During the year 1959, Mr. Terry withdrew a salary of $1,000 per month from his dealership and also withdrew the $29,000 which is previously itemized herein. At the hearing on appellee's petition for an increase in the alimony on February 11, 1960, Mr. Terry testified that the net profits of his dealership for 1959 was $29,341 after taxes; that he actually owned the stock of the dealership, but that 51% is in his name and 49% of the stock is in the present Mrs. Terry's name.
From the above detailing of the finances it is apparent that Mr. Terry's salary increased from $600 per month in 1958 to $1,000 per month in 1959; that the corporation income increased from $10,651 in 1958 to $29,341 in 1959; and that the corporation or dealership is for all practical purposes owned entirely by Mr. Terry.

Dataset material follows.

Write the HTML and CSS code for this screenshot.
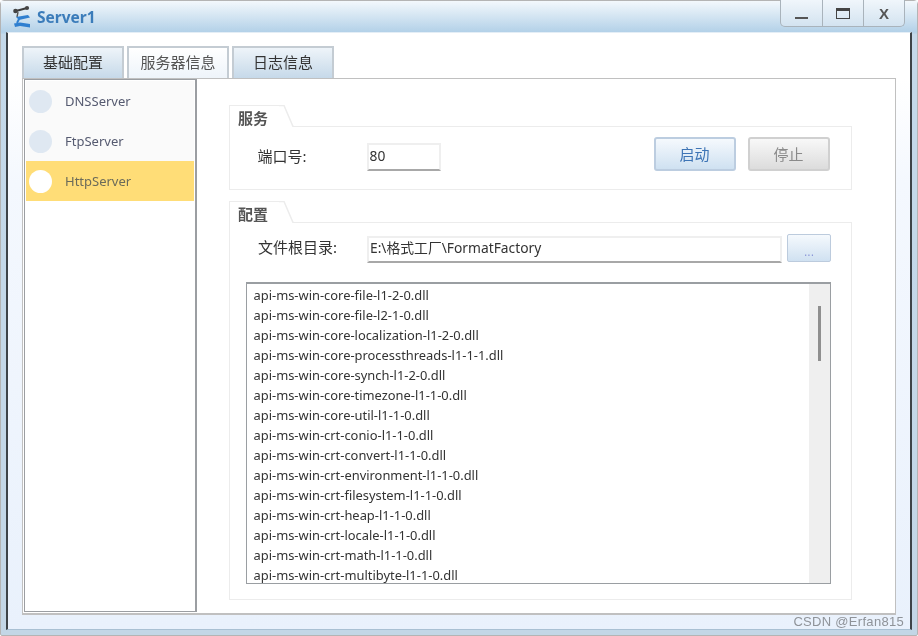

We believe that a sufficient showing of change in Mr. Terry's ability to pay has been demonstrated so as to warrant the increase in alimony. Actual salary or income received is not necessarily the test in determining ability of a husband to pay alimony for as stated by the Court in Chastain v. Chastain, Fla. 1954, 73 So.2d 66, 68: "It may be that a man having capital assets worth more than $1,500,000 would have no net income." It is such a change as occurred in the instant case as must necessarily be contemplated by the language of § 65.15, Florida Statutes, F.S.A., which provides in part that if "the circumstances of the parties or the financial ability of the husband shall have been changed" since the execution of the agreement or the entry of the decree, the court may enter an order decreasing or increasing or confirming the payments. See 10 Fla.Jur.Divorce, Etc., § 198 et seq. The Court stated in Kosch v. Kosch, Fla. 1959, 113 So.2d 547, 550, in regard to the § 65.15:
"* * * This section of the Florida Statutes must be read into every alimony decree or every decree confirming a continuing agreement to pay alimony.